→ **Aim of the task**:
Output the material below in its entirety, exactly as given.

→ **Listing**:
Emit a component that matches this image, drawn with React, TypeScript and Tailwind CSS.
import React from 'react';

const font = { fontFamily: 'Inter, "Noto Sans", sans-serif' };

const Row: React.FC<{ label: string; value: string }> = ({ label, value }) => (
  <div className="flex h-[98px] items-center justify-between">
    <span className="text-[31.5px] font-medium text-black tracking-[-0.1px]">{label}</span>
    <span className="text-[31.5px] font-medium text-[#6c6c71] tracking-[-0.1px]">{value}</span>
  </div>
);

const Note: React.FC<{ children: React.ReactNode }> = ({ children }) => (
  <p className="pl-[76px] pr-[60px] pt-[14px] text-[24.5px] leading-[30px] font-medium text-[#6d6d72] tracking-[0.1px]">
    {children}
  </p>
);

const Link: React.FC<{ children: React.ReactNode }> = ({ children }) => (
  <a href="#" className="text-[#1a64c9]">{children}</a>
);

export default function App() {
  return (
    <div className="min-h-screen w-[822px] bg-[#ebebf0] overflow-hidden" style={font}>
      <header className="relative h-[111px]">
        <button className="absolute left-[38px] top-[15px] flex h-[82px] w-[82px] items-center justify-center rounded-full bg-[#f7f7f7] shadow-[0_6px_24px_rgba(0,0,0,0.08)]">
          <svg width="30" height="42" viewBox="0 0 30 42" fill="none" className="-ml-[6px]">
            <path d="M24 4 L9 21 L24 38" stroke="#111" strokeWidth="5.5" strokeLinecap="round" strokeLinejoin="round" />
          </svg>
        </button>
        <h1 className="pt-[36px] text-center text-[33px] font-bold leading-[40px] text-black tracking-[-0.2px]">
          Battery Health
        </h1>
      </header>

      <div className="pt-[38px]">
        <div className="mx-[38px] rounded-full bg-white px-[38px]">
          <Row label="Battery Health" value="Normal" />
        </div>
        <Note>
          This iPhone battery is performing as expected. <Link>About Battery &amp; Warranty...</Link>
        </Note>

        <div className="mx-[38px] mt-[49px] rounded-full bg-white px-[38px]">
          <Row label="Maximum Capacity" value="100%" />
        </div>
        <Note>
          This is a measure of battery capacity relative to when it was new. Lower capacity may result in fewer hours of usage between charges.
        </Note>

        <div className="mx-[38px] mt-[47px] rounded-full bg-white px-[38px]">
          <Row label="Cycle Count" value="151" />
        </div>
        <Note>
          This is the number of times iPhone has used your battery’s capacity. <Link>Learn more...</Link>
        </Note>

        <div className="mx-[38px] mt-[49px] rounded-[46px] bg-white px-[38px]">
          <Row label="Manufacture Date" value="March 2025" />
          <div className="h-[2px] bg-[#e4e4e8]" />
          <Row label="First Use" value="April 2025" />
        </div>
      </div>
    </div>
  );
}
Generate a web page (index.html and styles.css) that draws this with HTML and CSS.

→ **The reply**:
Emit a component that matches this image, drawn with React, TypeScript and Tailwind CSS.
import React from 'react';

const font = { fontFamily: 'Inter, "Noto Sans", sans-serif' };

const Row: React.FC<{ label: string; value: string }> = ({ label, value }) => (
  <div className="flex h-[98px] items-center justify-between">
    <span className="text-[31.5px] font-medium text-black tracking-[-0.1px]">{label}</span>
    <span className="text-[31.5px] font-medium text-[#6c6c71] tracking-[-0.1px]">{value}</span>
  </div>
);

const Note: React.FC<{ children: React.ReactNode }> = ({ children }) => (
  <p className="pl-[76px] pr-[60px] pt-[14px] text-[24.5px] leading-[30px] font-medium text-[#6d6d72] tracking-[0.1px]">
    {children}
  </p>
);

const Link: React.FC<{ children: React.ReactNode }> = ({ children }) => (
  <a href="#" className="text-[#1a64c9]">{children}</a>
);

export default function App() {
  return (
    <div className="min-h-screen w-[822px] bg-[#ebebf0] overflow-hidden" style={font}>
      <header className="relative h-[111px]">
        <button className="absolute left-[38px] top-[15px] flex h-[82px] w-[82px] items-center justify-center rounded-full bg-[#f7f7f7] shadow-[0_6px_24px_rgba(0,0,0,0.08)]">
          <svg width="30" height="42" viewBox="0 0 30 42" fill="none" className="-ml-[6px]">
            <path d="M24 4 L9 21 L24 38" stroke="#111" strokeWidth="5.5" strokeLinecap="round" strokeLinejoin="round" />
          </svg>
        </button>
        <h1 className="pt-[36px] text-center text-[33px] font-bold leading-[40px] text-black tracking-[-0.2px]">
          Battery Health
        </h1>
      </header>

      <div className="pt-[38px]">
        <div className="mx-[38px] rounded-full bg-white px-[38px]">
          <Row label="Battery Health" value="Normal" />
        </div>
        <Note>
          This iPhone battery is performing as expected. <Link>About Battery &amp; Warranty...</Link>
        </Note>

        <div className="mx-[38px] mt-[49px] rounded-full bg-white px-[38px]">
          <Row label="Maximum Capacity" value="100%" />
        </div>
        <Note>
          This is a measure of battery capacity relative to when it was new. Lower capacity may result in fewer hours of usage between charges.
        </Note>

        <div className="mx-[38px] mt-[47px] rounded-full bg-white px-[38px]">
          <Row label="Cycle Count" value="151" />
        </div>
        <Note>
          This is the number of times iPhone has used your battery’s capacity. <Link>Learn more...</Link>
        </Note>

        <div className="mx-[38px] mt-[49px] rounded-[46px] bg-white px-[38px]">
          <Row label="Manufacture Date" value="March 2025" />
          <div className="h-[2px] bg-[#e4e4e8]" />
          <Row label="First Use" value="April 2025" />
        </div>
      </div>
    </div>
  );
}
Generate a web page (index.html and styles.css) that draws this with HTML and CSS.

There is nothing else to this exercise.